Alice Paul replied, “The picketing will go on as usual.”

In a letter to his friend, Major Pullman, quoted in the Suffragist of August 25, Gilson Gardner put the case concisely and decisively....

You must see, Pullman, that you cannot be right in what you have done in this matter. You have given the pickets adequate protection; you have arrested them and had them sent to jail and the workhouse, you have permitted the crowds to mob them, and then you have had your officers do much the same thing by forcibly taking their banners from them. In some of these actions, you must have been wrong. If it was right to give them protection and let them stand at the White House for five months, both before and after the war, it was not right to do what you did later.

You say it was not right and that you were “lenient,” when you gave them protection. You cannot mean that. The rightness or wrongness must be a matter of law, not of personal discretion, and for you to attempt to substitute your discretion is to set up a little autocracy in place of the settled laws of the land. That would justify a charge of “Kaiserism” right here in our Capitol city.

The truth is, Pullman, you were right when you gave these women protection. That is what the police are for. When there are riots they are supposed to quell them, not by quelling the “proximate cause,” but by quelling the rioters.

I know your police officers now quite well and I find that they are most happy when they are permitted to do their duty. They did not like that dirty business of permitting a lot of sailors and street riffraff to rough the girls....

It is not my opinion alone when I say that the women were entitled to police protection, not arrest. President Wilson has stated repeatedly that these women were entirely within their legal and constitutional rights, and that they should not have been molested. Three reputable men, two of them holding office in this Administration, have told me what the President said, and I have no reason to doubt their word. If the President has changed his mind he has not changed the law or the Constitution, and what he said three weeks ago is just as true today.
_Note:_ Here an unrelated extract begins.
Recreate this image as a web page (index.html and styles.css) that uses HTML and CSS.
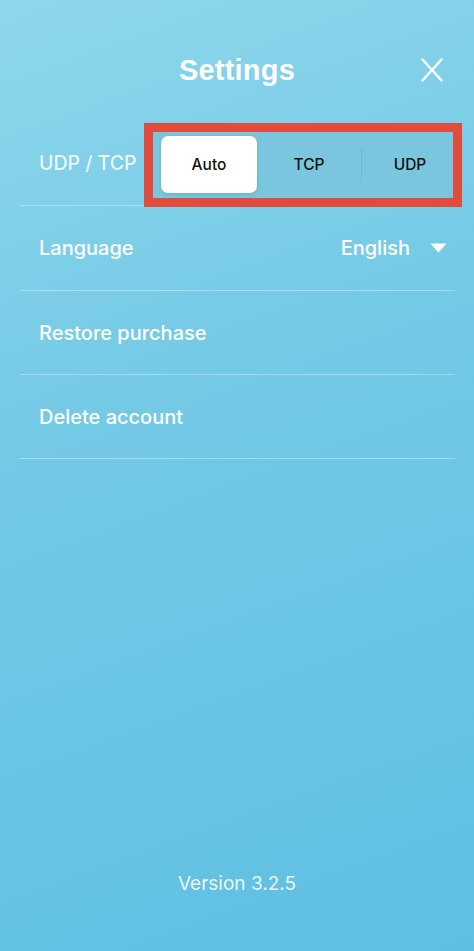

In excusing what you have done, you say that the women have carried banners with “offensive” inscriptions on them. You refer to the fact that they have addressed the President as “Kaiser Wilson.” As a matter of fact, not an arrest you have made—and the arrests now number more than sixty—has been for carrying one of those “offensive” banners. The women were carrying merely the Suffrage colors or quotations from President Wilson’s writings.

But suppose the banners were offensive? Who made you censor of banners? The law gives you no such power. Even when you go through the farce of a police court trial, the charge is “obstructing traffic,” which shows conclusively that you are not willing to go into court on the real issue.

No. As chief of police you have no more right to complain of the sentiments on a banner than you have of the sentiments in an editorial in the Washington Post, and you have no more right to arrest the banner bearers than you have to arrest the owner of the Washington Post. So long as the law against obscenity and profanity is observed, you have no business with the words on the banners. Congress refused to pass a press censorship law. There are certain lingering traditions to the effect that a people’s liberties are closely bound up with the right to talk things out and those who are enlightened know that the only proper answer to words is words.